Back when I ran a lot.. 7 miles was easy. Probably could have kept running but just got bored of running.
Same, I got bored after 8, and that was my longest distance.
Back when I ran a lot.. 7 miles was easy. Probably could have kept running but just got bored of running.
Same, I got bored after 8, and that was my longest distance.
32 mi mostly at doubletime 10 min mile for an endurance bet. Ahh I need to run more these days. It's almost as fun as digging.
hoo boy, that's a killer one.
*run
I ran the Pikes Peak Marathon in my early 20's. 28.6 miles if I remember correctly. It is actually a super marathon. You start at 6,300 ft elevation, go up to 14,115 ft at the top and back down again. Passed the premiere woman's marathoner passed out on the ground near the top. My wrestling coach ran it every year. He had many horror stories of blood being poured out of the sneakers at the end of the race. I kept saying to myself: heel, toe, pull. I could run very fast down hill. I averaged just over 4 minutes a mile on the descent. The next day at wresting practice, we started off with a 5 mile run. My coach was a bit sadistic. But he did have a few gold medals to his credit and hands like vises.
Probably just 1-2 miles full run / jog.
Would have gotten in to running and gone a lot further, however ended up with an illness that caused joints that get hurt easily with things like prolonged running. So never could. Can still go to the gym and many other things fine, but something like running which puts a lot of stress for a long period of time on the ankles etc I can't do.
"longest distance you've ever run" not "longest distance you've ever ran"
13 miles. Done it twice.
5 miles when I wasna kid. Couldn't do it no2!
We've I was training to join the state patrol (thank God I didn't) I was running up to 5 miles every couple days
Freshman college wrestling preseason:
11.5 mile run. I was one of the top 5 to finish. It was boring, but seemed to get effortless/easy after mile 6 or 7.
The next week we did a 3 mile run, while carrying a 45lbs Olympic plate anyway you could. That FUCKING SUCKED!

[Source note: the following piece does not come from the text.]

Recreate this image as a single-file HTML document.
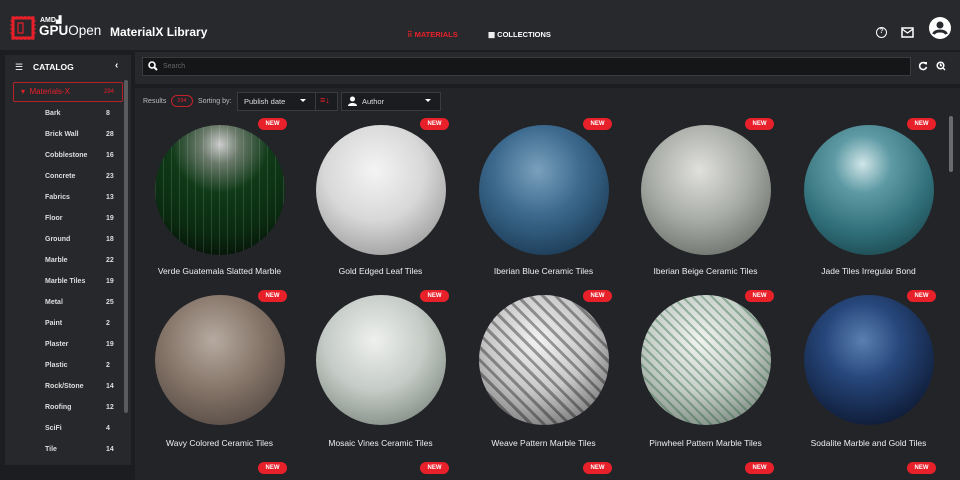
<!DOCTYPE html>
<html><head><meta charset="utf-8"><style>
*{margin:0;padding:0;box-sizing:border-box}
body{width:960px;height:480px;background:#1c1d20;font-family:"Liberation Sans",sans-serif;color:#e6e6e6;position:relative;overflow:hidden;font-size:8px}
.hdr{position:absolute;left:0;top:0;width:960px;height:50px;background:#28292d}
.abs{position:absolute}
.side{position:absolute;left:5px;top:55px;width:126px;height:410px;background:#27282c}
.main{position:absolute;left:135px;top:88px;width:825px;height:392px;background:#232428}
.srch{position:absolute;left:135px;top:52px;width:825px;height:32px;background:#27282c}
.item{position:absolute;left:45px;font-size:7px;font-weight:bold;color:#ddd}
.cnt{position:absolute;left:106px;font-size:7px;font-weight:bold;color:#ddd}
.sph{position:absolute;width:130px;height:130px;border-radius:50%}
.new{position:absolute;width:29px;height:12px;border-radius:6px;background:#e8202a;color:#fff;font-size:6px;font-weight:bold;text-align:center;line-height:12px}
.ttl{position:absolute;width:163px;text-align:center;font-size:8.5px;color:#eee}
</style></head><body>
<div class="hdr"></div>
<svg class="abs" style="left:9px;top:15px" width="28" height="26"><rect x="4" y="3" width="20" height="20" fill="none" stroke="#e8202a" stroke-width="3"/><path d="M4 1v2M8 1v2M12 1v2M16 1v2M20 1v2M24 1v2M4 23v2M8 23v2M12 23v2M16 23v2M20 23v2M24 23v2M1 6h3M1 10h3M1 14h3M1 18h3M24 6h3M24 10h3M24 14h3M24 18h3" stroke="#e8202a"/><rect x="9" y="8" width="5" height="10" fill="none" stroke="#e8202a" stroke-width="1.2"/></svg>
<div class="abs" style="left:40px;top:16px;font-size:7px;font-weight:bold;color:#fff">AMD▟</div>
<div class="abs" style="left:39px;top:23px;font-size:13.5px;color:#fff"><b>GPU</b>Open</div>
<div class="abs" style="left:110px;top:25px;font-size:12px;font-weight:bold;color:#fff">MaterialX Library</div>
<div class="abs" style="left:407px;top:30px;font-size:7.5px;font-weight:bold;color:#e8202a">⠿ MATERIALS</div>
<div class="abs" style="left:488px;top:30px;font-size:7.5px;font-weight:bold;color:#fff">▦ COLLECTIONS</div>
<div class="abs" style="left:876px;top:27px;width:11px;height:11px;border:1.5px solid #fff;border-radius:50%;font-size:7px;text-align:center;line-height:8px;font-weight:bold">?</div>
<svg class="abs" style="left:901px;top:27px" width="13" height="11"><rect x="1" y="1" width="11" height="9" fill="none" stroke="#fff" stroke-width="1.5"/><path d="M1 2l5.5 4 5.5-4" stroke="#fff" stroke-width="1.3" fill="none"/></svg>
<svg class="abs" style="left:929px;top:17px" width="22" height="22"><circle cx="11" cy="11" r="11" fill="#fff"/><circle cx="11" cy="8" r="3.5" fill="#28292d"/><path d="M4.5 17c2-4 11-4 13 0" stroke="#28292d" stroke-width="3" fill="none"/></svg>

<div class="side"></div>
<div class="abs" style="left:15px;top:62px;font-size:9px;color:#fff">☰</div>
<div class="abs" style="left:33px;top:62px;font-size:8.5px;font-weight:bold;color:#fff">CATALOG</div>
<div class="abs" style="left:115px;top:60px;font-size:10px;font-weight:bold;color:#fff">‹</div>
<div class="abs" style="left:13px;top:82px;width:110px;height:20px;border:1px solid #b5222a;border-radius:2px"></div>
<div class="abs" style="left:21px;top:87px;font-size:8px;color:#e8202a">▾ &nbsp;Materials-X</div>
<div class="abs" style="left:104px;top:89px;font-size:6px;color:#e8202a">294</div>
<div class="abs" style="left:124px;top:80px;width:4px;height:333px;background:#5a5b5f;border-radius:2px"></div>
<div class="item" style="top:110px">Bark</div><div class="cnt" style="top:110px">8</div>
<div class="item" style="top:131px">Brick Wall</div><div class="cnt" style="top:131px">28</div>
<div class="item" style="top:152px">Cobblestone</div><div class="cnt" style="top:152px">16</div>
<div class="item" style="top:173px">Concrete</div><div class="cnt" style="top:173px">23</div>
<div class="item" style="top:194px">Fabrics</div><div class="cnt" style="top:194px">13</div>
<div class="item" style="top:215px">Floor</div><div class="cnt" style="top:215px">19</div>
<div class="item" style="top:236px">Ground</div><div class="cnt" style="top:236px">18</div>
<div class="item" style="top:257px">Marble</div><div class="cnt" style="top:257px">22</div>
<div class="item" style="top:278px">Marble Tiles</div><div class="cnt" style="top:278px">19</div>
<div class="item" style="top:299px">Metal</div><div class="cnt" style="top:299px">25</div>
<div class="item" style="top:320px">Paint</div><div class="cnt" style="top:320px">2</div>
<div class="item" style="top:341px">Plaster</div><div class="cnt" style="top:341px">19</div>
<div class="item" style="top:362px">Plastic</div><div class="cnt" style="top:362px">2</div>
<div class="item" style="top:383px">Rock/Stone</div><div class="cnt" style="top:383px">14</div>
<div class="item" style="top:404px">Roofing</div><div class="cnt" style="top:404px">12</div>
<div class="item" style="top:425px">SciFi</div><div class="cnt" style="top:425px">4</div>
<div class="item" style="top:446px">Tile</div><div class="cnt" style="top:446px">14</div>

<div class="srch"></div>
<div class="abs" style="left:142px;top:57px;width:769px;height:19px;background:#151618;border:1px solid #3a3b3f"></div>
<svg class="abs" style="left:148px;top:61px" width="10" height="10"><circle cx="4" cy="4" r="3" stroke="#fff" stroke-width="1.6" fill="none"/><path d="M6 6l3 3" stroke="#fff" stroke-width="2"/></svg>
<div class="abs" style="left:163px;top:63px;font-size:7px;color:#666">Search</div>
<svg class="abs" style="left:918px;top:61px" width="10" height="10"><path d="M8 3A3.5 3.5 0 1 0 8.5 6" stroke="#fff" stroke-width="1.6" fill="none"/><path d="M6 1h3v3z" fill="#fff"/></svg>
<svg class="abs" style="left:936px;top:61px" width="10" height="10"><circle cx="4.5" cy="4.5" r="3.3" stroke="#fff" stroke-width="1.5" fill="none"/><path d="M4.5 2.5v2h1.5M7 7l2 2" stroke="#fff" stroke-width="1.4" fill="none"/></svg>

<div class="main"></div>
<div class="abs" style="left:143px;top:98px;font-size:7px;color:#bbb">Results</div>
<div class="abs" style="left:171px;top:95px;width:22px;height:12px;border:1px solid #c5222a;border-radius:6px;font-size:5.5px;color:#e8202a;text-align:center;line-height:10px">294</div>
<div class="abs" style="left:198px;top:98px;font-size:7px;color:#bbb">Sorting by:</div>
<div class="abs" style="left:237px;top:92px;width:101px;height:19px;background:#1b1c1f;border:1px solid #3a3b3f"></div>
<div class="abs" style="left:244px;top:97px;font-size:7.5px;color:#ddd">Publish date</div>
<div class="abs" style="left:300px;top:99px;width:0;height:0;border-left:3px solid transparent;border-right:3px solid transparent;border-top:3px solid #fff"></div>
<div class="abs" style="left:315px;top:92px;width:1px;height:19px;background:#3a3b3f"></div>
<div class="abs" style="left:320px;top:95px;font-size:9px;color:#e8202a;font-weight:bold">≡↓</div>
<div class="abs" style="left:341px;top:92px;width:100px;height:19px;background:#1b1c1f;border:1px solid #3a3b3f"></div>
<svg class="abs" style="left:348px;top:96px" width="9" height="10"><circle cx="4.5" cy="3" r="2.5" fill="#fff"/><path d="M0 10c0-4 9-4 9 0z" fill="#fff"/></svg>
<div class="abs" style="left:362px;top:97px;font-size:7.5px;color:#ddd">Author</div>
<div class="abs" style="left:425px;top:99px;width:0;height:0;border-left:3px solid transparent;border-right:3px solid transparent;border-top:3px solid #fff"></div>
<div class="abs" style="left:949px;top:116px;width:4px;height:56px;background:#6a6b6f;border-radius:2px"></div>

<div class="sph" style="left:155px;top:125px;background:repeating-linear-gradient(90deg,rgba(255,255,255,.12) 0 1px,transparent 1px 8px),radial-gradient(circle at 50% 15%,#ccc 0,#6a7a6a 15%,#0f3a18 38%,#0a2a10 70%,#040804 100%)"></div>
<div class="sph" style="left:316px;top:125px;background:radial-gradient(circle at 45% 35%,#f4f4f4 0,#d8d8d8 45%,#9a9a9a 85%,#555 100%)"></div>
<div class="sph" style="left:479px;top:125px;background:radial-gradient(circle at 45% 35%,#7aa0bc 0,#3c6a8e 40%,#1d3d58 80%,#0b1a28 100%)"></div>
<div class="sph" style="left:641px;top:125px;background:radial-gradient(circle at 45% 35%,#e0e0dc 0,#a8aca6 45%,#6a6e68 85%,#333 100%)"></div>
<div class="sph" style="left:804px;top:125px;background:radial-gradient(circle at 45% 30%,#cfe5e8 0,#5e9aa4 25%,#2f6e78 60%,#153a40 95%)"></div>
<div class="sph" style="left:155px;top:295px;background:radial-gradient(circle at 45% 35%,#b6aaa0 0,#857468 45%,#544a44 85%,#2a2522 100%)"></div>
<div class="sph" style="left:316px;top:295px;background:radial-gradient(circle at 45% 35%,#eef0ee 0,#c5cbc6 45%,#7e8a82 85%,#3a403c 100%)"></div>
<div class="sph" style="left:479px;top:295px;background:repeating-linear-gradient(45deg,rgba(0,0,0,.35) 0 3px,transparent 3px 9px),radial-gradient(circle at 45% 35%,#f2f2f2 0,#c8c8c8 45%,#777 85%,#333 100%)"></div>
<div class="sph" style="left:641px;top:295px;background:repeating-linear-gradient(45deg,rgba(20,90,50,.35) 0 2px,transparent 2px 7px),radial-gradient(circle at 45% 35%,#f0f2f0 0,#c8d0ca 45%,#7a887e 85%,#333 100%)"></div>
<div class="sph" style="left:804px;top:295px;background:radial-gradient(circle at 45% 35%,#5a7fb0 0,#26467a 35%,#11203e 75%,#050a14 100%)"></div>

<div class="new" style="left:258px;top:118px">NEW</div>
<div class="new" style="left:420px;top:118px">NEW</div>
<div class="new" style="left:583px;top:118px">NEW</div>
<div class="new" style="left:745px;top:118px">NEW</div>
<div class="new" style="left:907px;top:118px">NEW</div>
<div class="new" style="left:258px;top:290px">NEW</div>
<div class="new" style="left:420px;top:290px">NEW</div>
<div class="new" style="left:583px;top:290px">NEW</div>
<div class="new" style="left:745px;top:290px">NEW</div>
<div class="new" style="left:907px;top:290px">NEW</div>
<div class="new" style="left:258px;top:462px">NEW</div>
<div class="new" style="left:420px;top:462px">NEW</div>
<div class="new" style="left:583px;top:462px">NEW</div>
<div class="new" style="left:745px;top:462px">NEW</div>
<div class="new" style="left:907px;top:462px">NEW</div>

<div class="ttl" style="left:138px;top:266px">Verde Guatemala Slatted Marble</div>
<div class="ttl" style="left:299px;top:266px">Gold Edged Leaf Tiles</div>
<div class="ttl" style="left:462px;top:266px">Iberian Blue Ceramic Tiles</div>
<div class="ttl" style="left:624px;top:266px">Iberian Beige Ceramic Tiles</div>
<div class="ttl" style="left:787px;top:266px">Jade Tiles Irregular Bond</div>
<div class="ttl" style="left:138px;top:438px">Wavy Colored Ceramic Tiles</div>
<div class="ttl" style="left:299px;top:438px">Mosaic Vines Ceramic Tiles</div>
<div class="ttl" style="left:462px;top:438px">Weave Pattern Marble Tiles</div>
<div class="ttl" style="left:624px;top:438px">Pinwheel Pattern Marble Tiles</div>
<div class="ttl" style="left:787px;top:438px">Sodalite Marble and Gold Tiles</div>
</body></html>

What does any of this "training" have to do with wrestling, you ask? Fucking nothing. I quit, and the team performed very poorly that year. Buncha faggots.

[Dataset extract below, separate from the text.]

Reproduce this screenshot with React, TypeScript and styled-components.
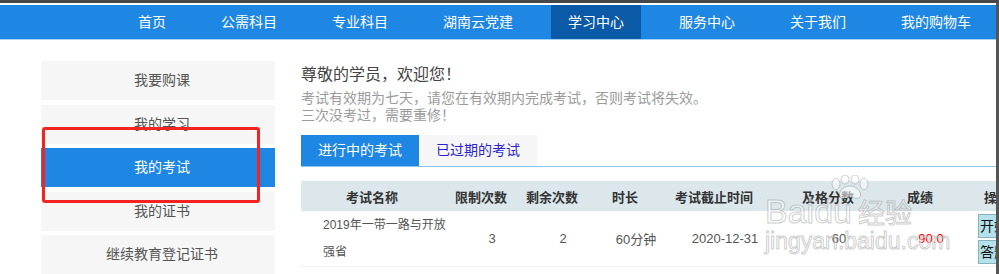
import styled, { createGlobalStyle } from "styled-components";

const GlobalStyle = createGlobalStyle`
  html, body {
    margin: 0;
    padding: 0;
    background: #fff;
  }
  body {
    font-family: "Liberation Sans", "Noto Sans CJK SC", sans-serif;
  }
  * {
    box-sizing: border-box;
  }
`;

const navItems = ["首页", "公需科目", "专业科目", "湖南云党建", "学习中心", "服务中心", "关于我们", "我的购物车"];
const menu = ["我要购课", "我的学习", "我的考试", "我的证书", "继续教育登记证书"];
const heads = ["考试名称", "限制次数", "剩余次数", "时长", "考试截止时间", "及格分数", "成绩", "操作"];

const App = () => {
  return (
    <Frame>
      <GlobalStyle />
      <Nav>
        {navItems.map((item) => (
          <NavItem key={item} active={item === "学习中心"}>
            {item}
          </NavItem>
        ))}
      </Nav>
      <Content>
        <Sidebar>
          {menu.map((item) => (
            <SideItem key={item} active={item === "我的考试"}>
              {item}
            </SideItem>
          ))}
        </Sidebar>
        <Main>
          <Title>尊敬的学员，欢迎您！</Title>
          <Notice>
            考试有效期为七天，请您在有效期内完成考试，否则考试将失效。
            <br />
            三次没考过，需要重修！
          </Notice>
          <Tabs>
            <Tab active>进行中的考试</Tab>
            <Tab>已过期的考试</Tab>
          </Tabs>
          <Table>
            <HeadRow>
              {heads.map((h) => (
                <Cell key={h}>{h}</Cell>
              ))}
            </HeadRow>
            <BodyRow>
              <NameCell>2019年一带一路与开放强省</NameCell>
              <Cell>3</Cell>
              <Cell>2</Cell>
              <Cell>60分钟</Cell>
              <Cell>2020-12-31</Cell>
              <Cell>60</Cell>
              <Cell>
                <Score>90.0</Score>
              </Cell>
              <Actions>
                <ActionButton>开始考试</ActionButton>
                <ActionButton>答题记录</ActionButton>
              </Actions>
            </BodyRow>
          </Table>
        </Main>
      </Content>
      <Highlight />
      <Watermark>
        <Paw viewBox="0 0 46 24">
          <ellipse cx="9" cy="9" rx="4" ry="5.5" />
          <ellipse cx="18" cy="4.5" rx="4" ry="4.5" />
          <ellipse cx="28" cy="4.5" rx="4" ry="4.5" />
          <ellipse cx="37" cy="9" rx="4" ry="5.5" />
          <path d="M23 11 C 15 11, 11 18, 13 22 C 15 25, 20 22, 23 22 C 26 22, 31 25, 33 22 C 35 18, 31 11, 23 11 Z" />
        </Paw>
        <MarkLine>
          <MarkBrand>Baidu</MarkBrand>
          <MarkCn>经验</MarkCn>
        </MarkLine>
        <MarkUrl>jingyan.baidu.com</MarkUrl>
      </Watermark>
    </Frame>
  );
};

const Frame = styled.div`
  position: relative;
  width: 999px;
  height: 274px;
  overflow: hidden;
  border-top: 3px solid #474747;
  border-right: 3px solid #555;
`;

const Nav = styled.nav`
  display: flex;
  gap: 21px;
  height: 35px;
  margin-top: 2px;
  padding-left: 121px;
  background: #1e87e4;
  border-bottom: 1px solid #a5d3f6;
`;

const NavItem = styled.div<{ active?: boolean }>`
  padding: 0 17px;
  height: 34px;
  line-height: 34px;
  font-size: 14px;
  color: #fff;
  white-space: nowrap;
  background: ${(p) => (p.active ? "#0b5aa7" : "transparent")};
`;

const Content = styled.div`
  display: flex;
  gap: 26px;
  padding: 21px 0 0 41px;
`;

const Sidebar = styled.div`
  display: flex;
  flex-direction: column;
  gap: 4.5px;
  width: 234px;
  flex-shrink: 0;
`;

const SideItem = styled.div<{ active?: boolean }>`
  height: 39px;
  line-height: 39px;
  padding-left: 8px;
  text-align: center;
  font-size: 14px;
  color: ${(p) => (p.active ? "#fff" : "#555")};
  background: ${(p) => (p.active ? "#1e87e4" : "#f6f6f6")};
`;

const Main = styled.div`
  flex: 1;
  padding-top: 3px;
  min-width: 0;
`;

const Title = styled.div`
  font-size: 16px;
  line-height: 22px;
  color: #444;
`;

const Notice = styled.div`
  margin-top: 4px;
  font-size: 14px;
  line-height: 17px;
  color: #9b9b9b;
`;

const Tabs = styled.div`
  display: flex;
  margin-top: 11px;
  border-bottom: 1px solid #8fc3ef;
`;

const Tab = styled.div<{ active?: boolean }>`
  width: 118px;
  height: 31px;
  line-height: 31px;
  text-align: center;
  font-size: 14px;
  color: ${(p) => (p.active ? "#fff" : "#2b1fd4")};
  background: ${(p) => (p.active ? "#1e87e4" : "#f6f6f6")};
`;

const Table = styled.div`
  margin-top: 14px;
  width: 900px;
`;

const columns = "142px 76px 66px 80px 98px 130px 54px 100px";

const HeadRow = styled.div`
  display: grid;
  grid-template-columns: ${columns};
  height: 30px;
  align-items: center;
  background: #dbe7eb;
  font-size: 13px;
  font-weight: bold;
  color: #333;
  text-align: center;
`;

const BodyRow = styled.div`
  display: grid;
  grid-template-columns: ${columns};
  height: 56px;
  padding-left: 11px;
  align-items: center;
  border-bottom: 1px solid #f0f0f0;
  font-size: 13px;
  color: #555;
  text-align: center;
`;

const Cell = styled.div`
  white-space: nowrap;
`;

const NameCell = styled.div`
  padding-left: 11px;
  text-align: left;
  font-size: 12px;
  line-height: 27px;
`;

const Score = styled.span`
  color: #f00;
`;

const Actions = styled.div`
  display: flex;
  flex-direction: column;
  align-items: center;
  gap: 2px;
`;

const ActionButton = styled.div`
  width: 60px;
  height: 24px;
  line-height: 22px;
  font-size: 14px;
  color: #111;
  white-space: nowrap;
  background: #b4e2ea;
  border: 1px solid #86b4bd;
`;

const Highlight = styled.div`
  position: absolute;
  left: 42px;
  top: 124px;
  width: 218px;
  height: 76px;
  border: 3px solid #f52222;
  border-radius: 3px;
`;

const Watermark = styled.div`
  position: absolute;
  left: 765px;
  top: 172px;
  width: 185px;
  color: rgba(255, 255, 255, 0.55);
  -webkit-text-stroke: 1px rgba(140, 140, 140, 0.45);
  pointer-events: none;
`;

const Paw = styled.svg`
  display: block;
  width: 46px;
  height: 24px;
  margin-left: 62px;
  fill: rgba(255, 255, 255, 0.55);
  stroke: rgba(140, 140, 140, 0.45);
  stroke-width: 1;
`;

const MarkLine = styled.div`
  display: flex;
  align-items: baseline;
  gap: 6px;
  margin-top: -4px;
`;

const MarkBrand = styled.span`
  font-family: "Liberation Sans", sans-serif;
  font-size: 34px;
  line-height: 32px;
`;

const MarkCn = styled.span`
  font-family: "Noto Sans CJK SC", sans-serif;
  font-size: 27px;
  line-height: 32px;
`;

const MarkUrl = styled.div`
  font-family: "Liberation Sans", sans-serif;
  font-size: 23px;
  line-height: 26px;
`;

export default App;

I think your coach just wanted you to get hernias. Reminds me of high school football. Was the only team you didn't have to try out for, well that and track. so you get all these guys who are just absolutely terrible at football, myself included, standing out there pretty much fodder for the juniors and seniors to destroy when they run their plays. The coach never spent any time with any of the younger guys who were average, didn't show us any plays or give us any mentoring or proper weight training. it was just fuck the younger guys, he only needed them to take a landmine during practice.
Yeah it really just boiled down to them being bad coaches. Now that I'm a bit older and have coached (jiujistu, wrestling, weight lifting) I can see that they were morons who thought "doing something hard" equated to good practice.

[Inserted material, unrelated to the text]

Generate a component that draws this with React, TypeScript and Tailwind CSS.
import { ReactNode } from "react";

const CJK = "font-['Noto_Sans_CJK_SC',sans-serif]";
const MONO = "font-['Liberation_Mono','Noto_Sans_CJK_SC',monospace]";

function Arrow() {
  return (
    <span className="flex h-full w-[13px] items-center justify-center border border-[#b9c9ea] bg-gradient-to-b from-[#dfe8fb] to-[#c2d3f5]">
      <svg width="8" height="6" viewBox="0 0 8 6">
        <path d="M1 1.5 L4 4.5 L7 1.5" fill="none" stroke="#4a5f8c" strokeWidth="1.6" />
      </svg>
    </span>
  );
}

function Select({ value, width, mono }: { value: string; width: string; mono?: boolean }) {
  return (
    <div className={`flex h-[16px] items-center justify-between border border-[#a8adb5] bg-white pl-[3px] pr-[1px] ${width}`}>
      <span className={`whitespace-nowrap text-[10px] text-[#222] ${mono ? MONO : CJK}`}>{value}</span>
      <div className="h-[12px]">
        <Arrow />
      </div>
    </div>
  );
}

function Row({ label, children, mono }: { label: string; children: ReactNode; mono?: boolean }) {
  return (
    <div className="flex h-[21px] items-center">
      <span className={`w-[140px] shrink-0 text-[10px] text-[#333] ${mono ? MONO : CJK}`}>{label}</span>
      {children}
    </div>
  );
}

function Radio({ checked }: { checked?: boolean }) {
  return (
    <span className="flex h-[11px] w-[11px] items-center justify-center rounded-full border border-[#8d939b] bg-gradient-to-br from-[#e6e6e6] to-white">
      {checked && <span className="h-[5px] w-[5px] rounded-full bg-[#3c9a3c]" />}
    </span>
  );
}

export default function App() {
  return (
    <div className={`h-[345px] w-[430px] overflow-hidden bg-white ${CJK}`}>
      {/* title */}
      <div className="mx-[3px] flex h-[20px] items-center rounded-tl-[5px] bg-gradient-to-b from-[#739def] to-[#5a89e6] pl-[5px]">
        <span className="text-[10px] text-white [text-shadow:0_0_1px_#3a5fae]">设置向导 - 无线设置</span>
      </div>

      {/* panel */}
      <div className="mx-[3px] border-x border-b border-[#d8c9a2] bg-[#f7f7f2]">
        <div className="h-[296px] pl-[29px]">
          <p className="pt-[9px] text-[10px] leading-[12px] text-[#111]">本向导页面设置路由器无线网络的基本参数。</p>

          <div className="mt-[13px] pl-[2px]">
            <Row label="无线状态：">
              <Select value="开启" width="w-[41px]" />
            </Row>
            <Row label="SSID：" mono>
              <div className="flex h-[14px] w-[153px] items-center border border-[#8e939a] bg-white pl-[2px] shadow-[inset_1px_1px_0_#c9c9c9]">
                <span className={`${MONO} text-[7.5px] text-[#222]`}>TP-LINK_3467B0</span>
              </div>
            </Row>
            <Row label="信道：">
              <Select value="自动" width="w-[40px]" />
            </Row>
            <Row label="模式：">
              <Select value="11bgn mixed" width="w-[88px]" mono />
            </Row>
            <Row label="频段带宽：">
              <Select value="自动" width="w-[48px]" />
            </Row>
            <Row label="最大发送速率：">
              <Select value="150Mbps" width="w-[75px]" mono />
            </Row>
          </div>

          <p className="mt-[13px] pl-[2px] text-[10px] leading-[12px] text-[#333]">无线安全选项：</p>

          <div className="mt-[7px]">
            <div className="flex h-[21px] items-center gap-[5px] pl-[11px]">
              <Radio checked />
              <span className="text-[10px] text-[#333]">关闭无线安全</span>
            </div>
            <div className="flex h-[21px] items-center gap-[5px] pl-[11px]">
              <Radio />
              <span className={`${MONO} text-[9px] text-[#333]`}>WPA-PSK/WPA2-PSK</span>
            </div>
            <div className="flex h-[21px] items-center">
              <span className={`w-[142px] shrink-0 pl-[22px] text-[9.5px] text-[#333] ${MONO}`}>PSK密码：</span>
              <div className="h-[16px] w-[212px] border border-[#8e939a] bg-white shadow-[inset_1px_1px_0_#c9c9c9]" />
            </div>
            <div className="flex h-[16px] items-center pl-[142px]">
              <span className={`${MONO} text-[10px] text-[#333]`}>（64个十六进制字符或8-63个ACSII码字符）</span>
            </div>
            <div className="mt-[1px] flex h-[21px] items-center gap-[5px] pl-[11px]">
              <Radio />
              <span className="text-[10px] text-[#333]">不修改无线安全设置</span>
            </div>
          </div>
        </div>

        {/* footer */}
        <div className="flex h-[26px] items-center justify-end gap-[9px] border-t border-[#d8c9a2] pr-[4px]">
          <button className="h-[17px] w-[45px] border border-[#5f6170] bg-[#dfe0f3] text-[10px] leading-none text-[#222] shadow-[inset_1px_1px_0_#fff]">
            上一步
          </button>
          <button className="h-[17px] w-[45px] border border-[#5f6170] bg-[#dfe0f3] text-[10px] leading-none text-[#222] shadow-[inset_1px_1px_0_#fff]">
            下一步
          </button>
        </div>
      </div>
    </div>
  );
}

No, you stupid niggers. If you want us to get stronger, have us do weight training. If you want us to be better wresters, have us drill techniques. Doing something arbitrarily difficult because "reasons" doesn't do fuck all, and as you stated, is likely to get people hurt.
The head coach was demoted to a high school coach some years later, so that was some solid vindication that quitting his shitty team and the culture being built around it was a good decision. Too bad for them too, I was definitely one of the top 2 freshman they brought in that year. Wrestled in a few of the open tournaments and did really well, losing only to juniors and seniors but holding my own against them.
And as young men we looked up to our coaches only to be let down. I'm glad you figured it out and coach differently.